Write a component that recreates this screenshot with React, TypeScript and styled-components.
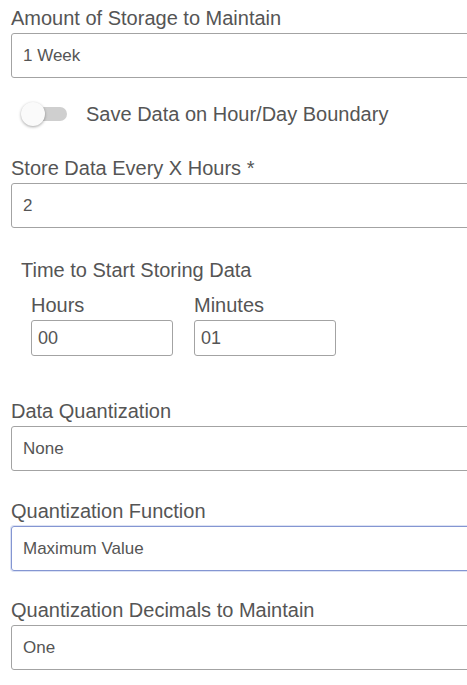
import React from 'react';
import { styled, createGlobalStyle } from 'styled-components';

const GlobalStyle = createGlobalStyle`
    html, body {
        margin: 0;
        padding: 0;
        overflow: hidden;
        background: #ffffff;
    }
    body {
        font-family: "Liberation Sans", Arial, sans-serif;
    }
`

const Page = styled.div`
    width: 467px;
    padding: 7px 0 0 11px;
    box-sizing: border-box;
    display: flex;
    flex-direction: column;
`

const Field = styled.div<{ $gap?: number }>`
    display: flex;
    flex-direction: column;
    margin-top: ${ p => p.$gap ?? 0 }px;
`

const Label = styled.label`
    font-size: 20px;
    line-height: 22px;
    color: #555555;
    margin-bottom: 4px;
`

const Box = styled.div<{ $focused?: boolean }>`
    width: 480px;
    height: 45px;
    box-sizing: border-box;
    border: 1px solid ${ p => p.$focused ? '#8496d2' : '#a3a3a3' };
    box-shadow: ${ p => p.$focused ? '0 0 0 1px rgba(140, 160, 220, 0.3)' : 'none' };
    border-radius: 3px;
    display: flex;
    align-items: center;
    padding-left: 11px;
    font-size: 17px;
    color: #555555;
`

const ToggleRow = styled.div`
    display: flex;
    align-items: center;
    height: 24px;
    margin-top: 24px;
    padding-left: 10px;
`

const Switch = styled.div`
    position: relative;
    width: 46px;
    height: 24px;
    margin-right: 19px;
`

const Track = styled.div`
    position: absolute;
    left: 3px;
    top: 5px;
    width: 43px;
    height: 14px;
    border-radius: 7px;
    background: #cfcfcf;
`

const Knob = styled.div`
    position: absolute;
    left: 0;
    top: 0;
    width: 24px;
    height: 24px;
    border-radius: 50%;
    background: #fafafa;
    box-shadow: 0 1px 3px rgba(0, 0, 0, 0.35);
`

const ToggleText = styled.span`
    font-size: 20px;
    color: #555555;
`

const Group = styled.div`
    display: flex;
    flex-direction: column;
    margin-top: 31px;
    padding-left: 10px;
`

const GroupRow = styled.div`
    display: flex;
    gap: 21px;
    padding-left: 10px;
    margin-top: 9px;
`

const SmallField = styled.div`
    display: flex;
    flex-direction: column;
`

const SmallBox = styled.div`
    width: 142px;
    height: 36px;
    box-sizing: border-box;
    border: 1px solid #a3a3a3;
    border-radius: 3px;
    display: flex;
    align-items: center;
    padding-left: 6px;
    font-size: 18px;
    color: #555555;
`

const App = () => {
    return (
        <>
            <GlobalStyle/>
            <Page>
                <Field>
                    <Label>Amount of Storage to Maintain</Label>
                    <Box>1 Week</Box>
                </Field>
                <ToggleRow>
                    <Switch>
                        <Track/>
                        <Knob/>
                    </Switch>
                    <ToggleText>Save Data on Hour/Day Boundary</ToggleText>
                </ToggleRow>
                <Field $gap={31}>
                    <Label>Store Data Every X Hours *</Label>
                    <Box>2</Box>
                </Field>
                <Group>
                    <Label>Time to Start Storing Data</Label>
                    <GroupRow>
                        <SmallField>
                            <Label>Hours</Label>
                            <SmallBox>00</SmallBox>
                        </SmallField>
                        <SmallField>
                            <Label>Minutes</Label>
                            <SmallBox>01</SmallBox>
                        </SmallField>
                    </GroupRow>
                </Group>
                <Field $gap={44}>
                    <Label>Data Quantization</Label>
                    <Box>None</Box>
                </Field>
                <Field $gap={29}>
                    <Label>Quantization Function</Label>
                    <Box $focused>Maximum Value</Box>
                </Field>
                <Field $gap={28}>
                    <Label>Quantization Decimals to Maintain</Label>
                    <Box>One</Box>
                </Field>
            </Page>
        </>
    );
}

export default App;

####

→ **Task requirements**
Extract every line containing the string "React" from the data above.

→ **The reply**
Write a component that recreates this screenshot with React, TypeScript and styled-components.
import React from 'react';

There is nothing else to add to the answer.